With few opportunities at Barcelona and in Russia, López's career has been rejuvenated at Grêmio. The tall, blonde striker finally found a team that knows how to take full advantage of his heading ability -- three of his four goals in the tournament came off his noggin. The former River Plate striker has adapted to Brazilian soccer quickly, but had he converted an easy opportunity against Cruzeiro last week, his team would sit in a better position heading into the return leg of the semifinals in Porto Alegre.

What reduces the chances of a return to Europe, however, is that Maxi also makes the headlines for all the wrong reasons. Not only is he married to Argentine bombshell Wanda Nara (who has achieved some Paris Hilton-like infamy for a sex tape), but last week he was accused of racially abusing Cruzeiro midfielder Elicarlos (López denies the charges).

Boca may have been eliminated in the quarterfinals, but nevertheless Palacio was able to produce the kind of soccer that has characterized him over the years. After a couple of frustrating seasons, the injury-prone winger was able to show that he is still a class act and scored five times in the tournament.

For years, Palacio has been on the agenda of several top European clubs, but only until now has the high-paid attacker considered a move abroad.
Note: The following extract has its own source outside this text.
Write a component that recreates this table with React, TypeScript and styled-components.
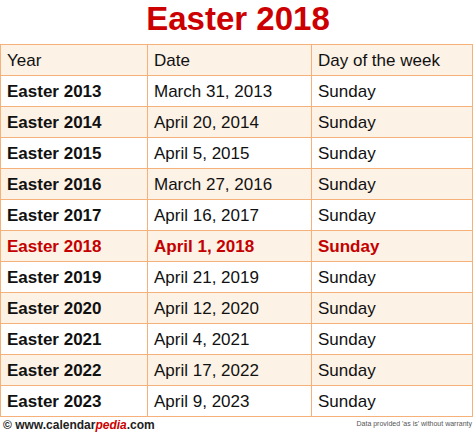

Palacio has said he's comfortable at Boca, but knows that a good season in Spain, Italy or England would provide him with greater possibilities of participating in the World Cup with Argentina for a second time. Such a delayed transfer could mean that Palacio could end up at a second-tier European club like Deportivo La Coruña, Real Betis or Panathinaikos instead of a power like Juventus, Barcelona or Arsenal. His future is likely to be decided in the coming weeks.